Data block ▸
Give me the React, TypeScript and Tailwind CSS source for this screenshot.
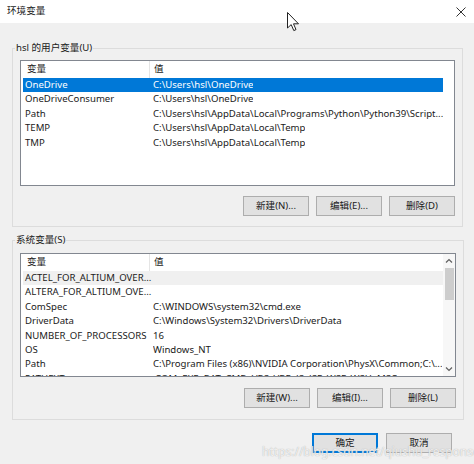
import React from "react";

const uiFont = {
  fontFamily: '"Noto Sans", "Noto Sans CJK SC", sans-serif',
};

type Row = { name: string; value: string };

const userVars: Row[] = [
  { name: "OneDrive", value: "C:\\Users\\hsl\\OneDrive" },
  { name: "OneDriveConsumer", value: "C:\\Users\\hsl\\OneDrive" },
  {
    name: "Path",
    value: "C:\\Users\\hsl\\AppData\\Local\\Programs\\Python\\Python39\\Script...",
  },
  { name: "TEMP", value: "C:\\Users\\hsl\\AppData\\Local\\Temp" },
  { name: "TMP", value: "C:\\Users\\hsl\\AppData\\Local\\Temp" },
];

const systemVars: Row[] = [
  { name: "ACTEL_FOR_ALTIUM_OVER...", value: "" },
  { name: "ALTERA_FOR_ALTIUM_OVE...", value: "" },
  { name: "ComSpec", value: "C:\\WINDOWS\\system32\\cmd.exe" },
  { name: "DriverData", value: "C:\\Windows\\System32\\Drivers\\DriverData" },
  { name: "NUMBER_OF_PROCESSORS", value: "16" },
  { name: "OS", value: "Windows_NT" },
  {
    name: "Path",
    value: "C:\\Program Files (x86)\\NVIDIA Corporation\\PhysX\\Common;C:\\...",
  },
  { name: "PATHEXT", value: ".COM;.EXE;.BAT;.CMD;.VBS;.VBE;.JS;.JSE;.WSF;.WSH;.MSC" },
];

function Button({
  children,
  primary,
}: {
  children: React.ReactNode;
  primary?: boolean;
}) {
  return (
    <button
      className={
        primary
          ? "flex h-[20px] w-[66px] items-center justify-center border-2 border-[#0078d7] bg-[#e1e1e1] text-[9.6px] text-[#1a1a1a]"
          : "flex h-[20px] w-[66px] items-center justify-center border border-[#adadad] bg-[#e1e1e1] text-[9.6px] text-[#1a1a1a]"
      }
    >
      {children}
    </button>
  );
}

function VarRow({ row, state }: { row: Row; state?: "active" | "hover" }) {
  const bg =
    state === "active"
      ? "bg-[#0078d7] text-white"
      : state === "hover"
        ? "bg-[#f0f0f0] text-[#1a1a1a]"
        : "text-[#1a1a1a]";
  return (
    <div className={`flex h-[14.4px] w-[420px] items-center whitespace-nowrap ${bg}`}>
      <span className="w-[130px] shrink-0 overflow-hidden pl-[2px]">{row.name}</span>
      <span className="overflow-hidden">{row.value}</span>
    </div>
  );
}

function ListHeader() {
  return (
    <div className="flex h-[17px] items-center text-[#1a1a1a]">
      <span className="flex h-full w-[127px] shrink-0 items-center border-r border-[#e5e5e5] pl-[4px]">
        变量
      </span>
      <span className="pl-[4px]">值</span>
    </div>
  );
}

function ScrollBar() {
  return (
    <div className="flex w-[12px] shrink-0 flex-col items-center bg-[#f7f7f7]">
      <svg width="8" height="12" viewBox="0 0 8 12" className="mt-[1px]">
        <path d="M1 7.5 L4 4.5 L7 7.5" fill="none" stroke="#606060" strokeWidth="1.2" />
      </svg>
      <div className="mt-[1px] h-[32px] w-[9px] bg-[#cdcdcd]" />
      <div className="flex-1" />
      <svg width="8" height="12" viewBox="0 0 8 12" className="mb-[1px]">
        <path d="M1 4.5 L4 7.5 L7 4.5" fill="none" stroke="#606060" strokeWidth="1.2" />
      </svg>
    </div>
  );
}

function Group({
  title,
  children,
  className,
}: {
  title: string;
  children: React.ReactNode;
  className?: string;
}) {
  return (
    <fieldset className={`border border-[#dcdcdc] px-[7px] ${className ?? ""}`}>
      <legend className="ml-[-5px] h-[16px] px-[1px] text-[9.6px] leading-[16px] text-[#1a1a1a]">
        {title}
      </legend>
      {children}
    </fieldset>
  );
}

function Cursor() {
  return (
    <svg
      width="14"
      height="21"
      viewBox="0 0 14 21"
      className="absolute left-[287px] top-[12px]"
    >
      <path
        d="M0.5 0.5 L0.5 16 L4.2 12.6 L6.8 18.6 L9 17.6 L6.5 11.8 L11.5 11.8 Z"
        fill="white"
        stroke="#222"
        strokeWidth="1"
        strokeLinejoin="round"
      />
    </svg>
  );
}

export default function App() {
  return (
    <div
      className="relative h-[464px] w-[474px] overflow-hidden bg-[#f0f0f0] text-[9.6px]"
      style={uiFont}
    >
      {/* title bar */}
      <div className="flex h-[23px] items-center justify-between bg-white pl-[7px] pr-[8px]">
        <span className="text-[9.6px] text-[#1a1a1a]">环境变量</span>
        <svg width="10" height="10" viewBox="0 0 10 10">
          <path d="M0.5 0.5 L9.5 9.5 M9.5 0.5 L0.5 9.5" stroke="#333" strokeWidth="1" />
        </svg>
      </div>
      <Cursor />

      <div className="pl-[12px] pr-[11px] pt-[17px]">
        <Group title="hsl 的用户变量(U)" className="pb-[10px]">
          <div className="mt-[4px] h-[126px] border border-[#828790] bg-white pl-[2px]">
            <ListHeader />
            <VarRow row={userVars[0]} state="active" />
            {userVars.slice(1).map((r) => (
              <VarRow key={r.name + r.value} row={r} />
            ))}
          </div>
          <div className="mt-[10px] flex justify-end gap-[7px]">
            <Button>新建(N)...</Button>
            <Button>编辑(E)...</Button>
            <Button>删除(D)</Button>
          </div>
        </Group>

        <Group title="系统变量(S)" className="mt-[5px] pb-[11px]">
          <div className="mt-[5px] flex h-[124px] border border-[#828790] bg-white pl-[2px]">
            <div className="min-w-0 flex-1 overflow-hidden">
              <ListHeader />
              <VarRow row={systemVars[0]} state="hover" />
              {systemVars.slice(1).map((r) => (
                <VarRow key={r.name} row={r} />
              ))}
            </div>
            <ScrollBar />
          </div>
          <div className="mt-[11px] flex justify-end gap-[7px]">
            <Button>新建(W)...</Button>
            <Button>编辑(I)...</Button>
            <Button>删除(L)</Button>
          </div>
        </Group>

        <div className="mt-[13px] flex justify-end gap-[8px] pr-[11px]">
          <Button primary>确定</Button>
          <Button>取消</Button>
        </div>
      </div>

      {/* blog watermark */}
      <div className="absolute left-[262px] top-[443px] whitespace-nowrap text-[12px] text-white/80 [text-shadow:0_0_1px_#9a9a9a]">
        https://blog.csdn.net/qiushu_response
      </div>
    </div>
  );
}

What to do ▸
Copy the data exactly. Any picture it contains is to be omitted.

Response ▸
Give me the React, TypeScript and Tailwind CSS source for this screenshot.
import React from "react";

const uiFont = {
  fontFamily: '"Noto Sans", "Noto Sans CJK SC", sans-serif',
};

type Row = { name: string; value: string };

const userVars: Row[] = [
  { name: "OneDrive", value: "C:\\Users\\hsl\\OneDrive" },
  { name: "OneDriveConsumer", value: "C:\\Users\\hsl\\OneDrive" },
  {
    name: "Path",
    value: "C:\\Users\\hsl\\AppData\\Local\\Programs\\Python\\Python39\\Script...",
  },
  { name: "TEMP", value: "C:\\Users\\hsl\\AppData\\Local\\Temp" },
  { name: "TMP", value: "C:\\Users\\hsl\\AppData\\Local\\Temp" },
];

const systemVars: Row[] = [
  { name: "ACTEL_FOR_ALTIUM_OVER...", value: "" },
  { name: "ALTERA_FOR_ALTIUM_OVE...", value: "" },
  { name: "ComSpec", value: "C:\\WINDOWS\\system32\\cmd.exe" },
  { name: "DriverData", value: "C:\\Windows\\System32\\Drivers\\DriverData" },
  { name: "NUMBER_OF_PROCESSORS", value: "16" },
  { name: "OS", value: "Windows_NT" },
  {
    name: "Path",
    value: "C:\\Program Files (x86)\\NVIDIA Corporation\\PhysX\\Common;C:\\...",
  },
  { name: "PATHEXT", value: ".COM;.EXE;.BAT;.CMD;.VBS;.VBE;.JS;.JSE;.WSF;.WSH;.MSC" },
];

function Button({
  children,
  primary,
}: {
  children: React.ReactNode;
  primary?: boolean;
}) {
  return (
    <button
      className={
        primary
          ? "flex h-[20px] w-[66px] items-center justify-center border-2 border-[#0078d7] bg-[#e1e1e1] text-[9.6px] text-[#1a1a1a]"
          : "flex h-[20px] w-[66px] items-center justify-center border border-[#adadad] bg-[#e1e1e1] text-[9.6px] text-[#1a1a1a]"
      }
    >
      {children}
    </button>
  );
}

function VarRow({ row, state }: { row: Row; state?: "active" | "hover" }) {
  const bg =
    state === "active"
      ? "bg-[#0078d7] text-white"
      : state === "hover"
        ? "bg-[#f0f0f0] text-[#1a1a1a]"
        : "text-[#1a1a1a]";
  return (
    <div className={`flex h-[14.4px] w-[420px] items-center whitespace-nowrap ${bg}`}>
      <span className="w-[130px] shrink-0 overflow-hidden pl-[2px]">{row.name}</span>
      <span className="overflow-hidden">{row.value}</span>
    </div>
  );
}

function ListHeader() {
  return (
    <div className="flex h-[17px] items-center text-[#1a1a1a]">
      <span className="flex h-full w-[127px] shrink-0 items-center border-r border-[#e5e5e5] pl-[4px]">
        变量
      </span>
      <span className="pl-[4px]">值</span>
    </div>
  );
}

function ScrollBar() {
  return (
    <div className="flex w-[12px] shrink-0 flex-col items-center bg-[#f7f7f7]">
      <svg width="8" height="12" viewBox="0 0 8 12" className="mt-[1px]">
        <path d="M1 7.5 L4 4.5 L7 7.5" fill="none" stroke="#606060" strokeWidth="1.2" />
      </svg>
      <div className="mt-[1px] h-[32px] w-[9px] bg-[#cdcdcd]" />
      <div className="flex-1" />
      <svg width="8" height="12" viewBox="0 0 8 12" className="mb-[1px]">
        <path d="M1 4.5 L4 7.5 L7 4.5" fill="none" stroke="#606060" strokeWidth="1.2" />
      </svg>
    </div>
  );
}

function Group({
  title,
  children,
  className,
}: {
  title: string;
  children: React.ReactNode;
  className?: string;
}) {
  return (
    <fieldset className={`border border-[#dcdcdc] px-[7px] ${className ?? ""}`}>
      <legend className="ml-[-5px] h-[16px] px-[1px] text-[9.6px] leading-[16px] text-[#1a1a1a]">
        {title}
      </legend>
      {children}
    </fieldset>
  );
}

function Cursor() {
  return (
    <svg
      width="14"
      height="21"
      viewBox="0 0 14 21"
      className="absolute left-[287px] top-[12px]"
    >
      <path
        d="M0.5 0.5 L0.5 16 L4.2 12.6 L6.8 18.6 L9 17.6 L6.5 11.8 L11.5 11.8 Z"
        fill="white"
        stroke="#222"
        strokeWidth="1"
        strokeLinejoin="round"
      />
    </svg>
  );
}

export default function App() {
  return (
    <div
      className="relative h-[464px] w-[474px] overflow-hidden bg-[#f0f0f0] text-[9.6px]"
      style={uiFont}
    >
      {/* title bar */}
      <div className="flex h-[23px] items-center justify-between bg-white pl-[7px] pr-[8px]">
        <span className="text-[9.6px] text-[#1a1a1a]">环境变量</span>
        <svg width="10" height="10" viewBox="0 0 10 10">
          <path d="M0.5 0.5 L9.5 9.5 M9.5 0.5 L0.5 9.5" stroke="#333" strokeWidth="1" />
        </svg>
      </div>
      <Cursor />

      <div className="pl-[12px] pr-[11px] pt-[17px]">
        <Group title="hsl 的用户变量(U)" className="pb-[10px]">
          <div className="mt-[4px] h-[126px] border border-[#828790] bg-white pl-[2px]">
            <ListHeader />
            <VarRow row={userVars[0]} state="active" />
            {userVars.slice(1).map((r) => (
              <VarRow key={r.name + r.value} row={r} />
            ))}
          </div>
          <div className="mt-[10px] flex justify-end gap-[7px]">
            <Button>新建(N)...</Button>
            <Button>编辑(E)...</Button>
            <Button>删除(D)</Button>
          </div>
        </Group>

        <Group title="系统变量(S)" className="mt-[5px] pb-[11px]">
          <div className="mt-[5px] flex h-[124px] border border-[#828790] bg-white pl-[2px]">
            <div className="min-w-0 flex-1 overflow-hidden">
              <ListHeader />
              <VarRow row={systemVars[0]} state="hover" />
              {systemVars.slice(1).map((r) => (
                <VarRow key={r.name} row={r} />
              ))}
            </div>
            <ScrollBar />
          </div>
          <div className="mt-[11px] flex justify-end gap-[7px]">
            <Button>新建(W)...</Button>
            <Button>编辑(I)...</Button>
            <Button>删除(L)</Button>
          </div>
        </Group>

        <div className="mt-[13px] flex justify-end gap-[8px] pr-[11px]">
          <Button primary>确定</Button>
          <Button>取消</Button>
        </div>
      </div>

      {/* blog watermark */}
      <div className="absolute left-[262px] top-[443px] whitespace-nowrap text-[12px] text-white/80 [text-shadow:0_0_1px_#9a9a9a]">
        https://blog.csdn.net/qiushu_response
      </div>
    </div>
  );
}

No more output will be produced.